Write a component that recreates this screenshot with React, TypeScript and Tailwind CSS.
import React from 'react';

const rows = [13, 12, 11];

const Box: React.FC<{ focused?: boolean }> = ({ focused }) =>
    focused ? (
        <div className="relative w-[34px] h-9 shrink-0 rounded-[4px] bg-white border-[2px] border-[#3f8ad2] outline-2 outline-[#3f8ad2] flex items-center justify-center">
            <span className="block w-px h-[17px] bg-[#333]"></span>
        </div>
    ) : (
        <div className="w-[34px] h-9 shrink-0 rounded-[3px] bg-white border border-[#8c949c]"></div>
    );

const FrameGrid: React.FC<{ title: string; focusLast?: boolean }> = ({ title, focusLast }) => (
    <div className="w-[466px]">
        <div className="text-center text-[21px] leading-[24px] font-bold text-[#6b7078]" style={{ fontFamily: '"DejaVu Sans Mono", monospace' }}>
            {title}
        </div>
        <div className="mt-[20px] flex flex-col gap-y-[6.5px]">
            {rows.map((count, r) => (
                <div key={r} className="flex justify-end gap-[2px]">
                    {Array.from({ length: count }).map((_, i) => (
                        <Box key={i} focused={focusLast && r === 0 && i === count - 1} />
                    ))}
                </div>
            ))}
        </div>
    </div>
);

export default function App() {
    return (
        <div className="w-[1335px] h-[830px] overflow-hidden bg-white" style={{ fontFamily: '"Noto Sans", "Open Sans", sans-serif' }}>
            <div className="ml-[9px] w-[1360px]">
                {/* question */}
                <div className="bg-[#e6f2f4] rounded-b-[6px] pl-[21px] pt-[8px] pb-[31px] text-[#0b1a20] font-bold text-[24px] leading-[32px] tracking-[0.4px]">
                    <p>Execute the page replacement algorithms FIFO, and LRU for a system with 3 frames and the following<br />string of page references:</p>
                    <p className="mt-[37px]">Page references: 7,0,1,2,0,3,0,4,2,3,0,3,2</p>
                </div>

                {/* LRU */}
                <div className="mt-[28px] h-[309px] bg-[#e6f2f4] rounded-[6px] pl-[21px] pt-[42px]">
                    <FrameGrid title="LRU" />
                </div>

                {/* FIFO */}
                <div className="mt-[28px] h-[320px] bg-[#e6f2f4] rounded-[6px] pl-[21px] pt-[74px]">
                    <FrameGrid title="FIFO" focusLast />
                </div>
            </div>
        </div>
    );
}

###

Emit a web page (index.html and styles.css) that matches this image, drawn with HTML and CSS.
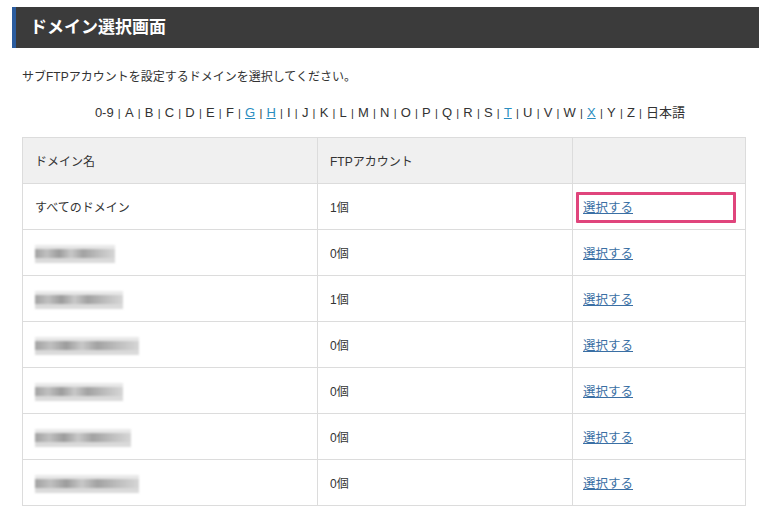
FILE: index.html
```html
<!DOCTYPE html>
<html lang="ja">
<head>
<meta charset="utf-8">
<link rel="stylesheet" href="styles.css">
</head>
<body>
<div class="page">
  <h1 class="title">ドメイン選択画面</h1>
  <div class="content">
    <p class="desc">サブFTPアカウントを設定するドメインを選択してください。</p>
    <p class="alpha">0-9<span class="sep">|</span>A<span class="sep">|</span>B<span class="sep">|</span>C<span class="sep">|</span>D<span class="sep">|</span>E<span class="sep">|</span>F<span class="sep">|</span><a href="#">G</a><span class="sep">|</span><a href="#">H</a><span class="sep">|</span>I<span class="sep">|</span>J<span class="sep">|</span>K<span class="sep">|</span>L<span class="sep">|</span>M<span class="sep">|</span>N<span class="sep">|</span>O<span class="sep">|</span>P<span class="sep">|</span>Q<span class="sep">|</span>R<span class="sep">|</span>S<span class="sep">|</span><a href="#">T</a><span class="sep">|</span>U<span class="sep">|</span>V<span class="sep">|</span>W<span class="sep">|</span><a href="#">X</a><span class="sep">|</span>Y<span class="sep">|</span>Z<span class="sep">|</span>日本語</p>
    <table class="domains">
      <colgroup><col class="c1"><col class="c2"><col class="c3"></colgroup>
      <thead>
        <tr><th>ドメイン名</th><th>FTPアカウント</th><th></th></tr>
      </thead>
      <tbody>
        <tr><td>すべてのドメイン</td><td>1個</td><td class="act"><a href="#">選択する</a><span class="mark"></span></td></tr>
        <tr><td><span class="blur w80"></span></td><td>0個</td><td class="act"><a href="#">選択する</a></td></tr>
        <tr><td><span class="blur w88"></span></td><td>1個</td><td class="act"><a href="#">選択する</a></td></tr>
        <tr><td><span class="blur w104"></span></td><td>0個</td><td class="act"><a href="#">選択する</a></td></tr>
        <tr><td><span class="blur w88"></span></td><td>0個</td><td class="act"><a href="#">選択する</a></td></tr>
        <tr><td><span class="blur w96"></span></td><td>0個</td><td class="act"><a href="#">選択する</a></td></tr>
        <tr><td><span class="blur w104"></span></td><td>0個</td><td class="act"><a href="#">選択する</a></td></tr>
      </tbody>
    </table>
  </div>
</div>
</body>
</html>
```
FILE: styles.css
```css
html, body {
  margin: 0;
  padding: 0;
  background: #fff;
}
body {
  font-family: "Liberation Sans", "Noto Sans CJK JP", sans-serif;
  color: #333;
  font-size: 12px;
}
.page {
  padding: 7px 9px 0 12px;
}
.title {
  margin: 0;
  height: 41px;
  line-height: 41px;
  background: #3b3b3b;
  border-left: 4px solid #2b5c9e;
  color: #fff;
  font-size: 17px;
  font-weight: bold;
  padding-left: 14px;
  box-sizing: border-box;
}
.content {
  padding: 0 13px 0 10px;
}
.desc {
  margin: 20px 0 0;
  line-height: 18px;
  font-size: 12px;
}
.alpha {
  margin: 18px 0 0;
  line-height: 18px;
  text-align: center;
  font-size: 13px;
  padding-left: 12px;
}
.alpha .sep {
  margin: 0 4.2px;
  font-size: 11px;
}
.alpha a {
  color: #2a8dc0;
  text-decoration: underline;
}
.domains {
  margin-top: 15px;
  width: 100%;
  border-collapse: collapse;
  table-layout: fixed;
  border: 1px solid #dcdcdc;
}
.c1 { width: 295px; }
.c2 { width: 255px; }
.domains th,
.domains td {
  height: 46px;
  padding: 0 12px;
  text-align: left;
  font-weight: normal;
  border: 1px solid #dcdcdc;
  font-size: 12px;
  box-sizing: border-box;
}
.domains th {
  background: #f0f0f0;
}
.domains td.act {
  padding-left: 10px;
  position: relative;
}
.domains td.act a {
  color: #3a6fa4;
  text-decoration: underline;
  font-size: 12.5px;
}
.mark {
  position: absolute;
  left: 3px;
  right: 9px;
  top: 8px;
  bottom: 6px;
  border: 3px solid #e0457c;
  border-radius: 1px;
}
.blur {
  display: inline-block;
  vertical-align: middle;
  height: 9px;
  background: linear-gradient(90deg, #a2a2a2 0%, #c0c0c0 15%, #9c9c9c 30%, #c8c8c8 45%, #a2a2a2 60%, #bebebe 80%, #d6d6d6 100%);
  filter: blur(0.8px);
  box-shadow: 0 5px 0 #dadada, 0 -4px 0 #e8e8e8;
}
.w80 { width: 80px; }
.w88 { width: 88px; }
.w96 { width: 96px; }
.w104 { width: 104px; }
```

###

▶ PROBLEM REQUIREMENTS
Show every line above in which the word "with" occurs.

▶ THE COMPLETED TASK
Write a component that recreates this screenshot with React, TypeScript and Tailwind CSS.
                    <p>Execute the page replacement algorithms FIFO, and LRU for a system with 3 frames and the following<br />string of page references:</p>
Emit a web page (index.html and styles.css) that matches this image, drawn with HTML and CSS.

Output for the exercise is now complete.